The test requires that the property’s net rental income from all units (including the one you’ll occupy) covers the full monthly mortgage payment — principal, interest, taxes, insurance, and FHA mortgage insurance. Lenders calculate net rental income using the appraiser’s estimate of market rent for each unit, then subtract either 25% or the appraiser’s vacancy factor, whichever is greater. If the resulting number doesn’t equal or exceed your total monthly payment, the loan won’t be approved regardless of your personal income.

Two-unit properties don’t face this test, which makes duplexes significantly easier to finance with an FHA loan. If you’re eyeing a triplex or fourplex, run the self-sufficiency numbers before you get too far into the process.
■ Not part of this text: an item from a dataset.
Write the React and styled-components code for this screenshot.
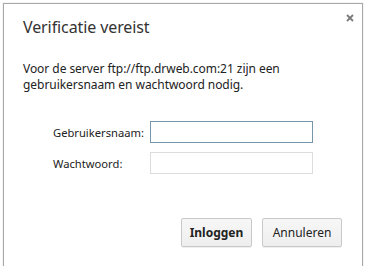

A property that looks like a great investment on paper can fail this test if rents in the area don’t support the purchase price.

Putting It All Together: Total Cash Needed at Closing

The down payment is the largest single cash expense, but it’s not the only one. Your total out-of-pocket at closing includes the 3.5% minimum investment plus closing costs (appraisal fees, title insurance, origination charges, recording fees, and escrow setup for taxes and insurance). If you choose to pay the UFMIP in cash rather than financing it, add another 1.75% of the loan amount.

A realistic budget for a $300,000 FHA purchase with 3.5% down might look like this: $10,500 for the down payment, plus $8,000 to $12,000 in closing costs and prepaids. Seller concessions can absorb much of the closing cost side, and down payment assistance programs can offset the down payment itself. The borrowers who run into trouble are the ones who budget only for the 3.5% and treat everything else as an afterthought.